The scanning electron microscopy (SEM) images were taken by a Sirion 200 field-emission scanning electron microscope (ThermoFisher, Waltham, MA, USA). X-ray scattering patterns were determined by analyzing the powder samples on a Philips X-Pert Pro X-ray diffractometer (XRD) (Philips, Amsterdam, Holland) with Cu Ka radiation. Transmission electron microscopy (TEM) images were recorded using a JEOL 2010 high resolution transmission electron microscope (Japan Electronics Co., Ltd., Tokyo, Japan), operated at an acceleration voltage of 200 kV. The absorbance of the MG solution was measured using a Lambda 35 UV-vis spectrometer (Perkinelmer, Waltham, MA, USA).

4. Conclusions

In summary, TiO₂ nanoparticles were prepared using a simple and efficient method, which has been proved to be a highly-efficient photocatalyst to degrade MG, a representative and worldwide pollutant in water systems.
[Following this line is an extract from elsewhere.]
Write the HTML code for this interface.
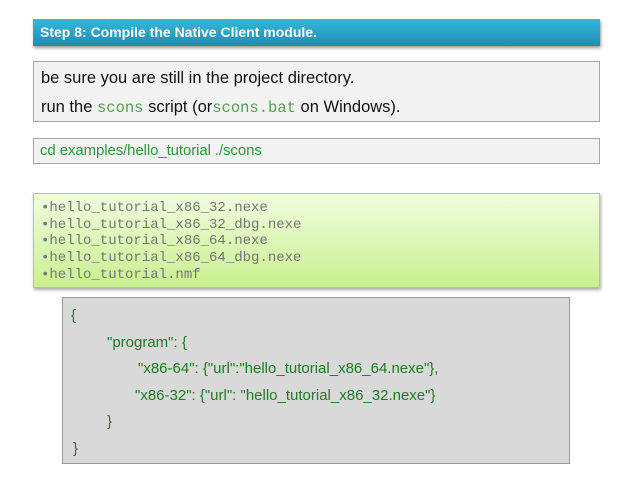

The kinetics of reaction were successfully monitored by UV spectroscopy, and the kinetic process can be well predicted by the pseudo first-order model. The optimal conditions of the key factors, including TiO₂ dosage, concentration of MG and pH values, were determined by analyzing the kinetics of the photocatalytic reaction. The maximum efficiency of MG removal was obtained with the conditions of TiO₂ dosage, pH value and initial concentrations of MG at 0.6 g/L, 8 and 10⁻⁵ M, respectively. These results provide an efficient strategy to study the photocatalytic degradation of water pollutants.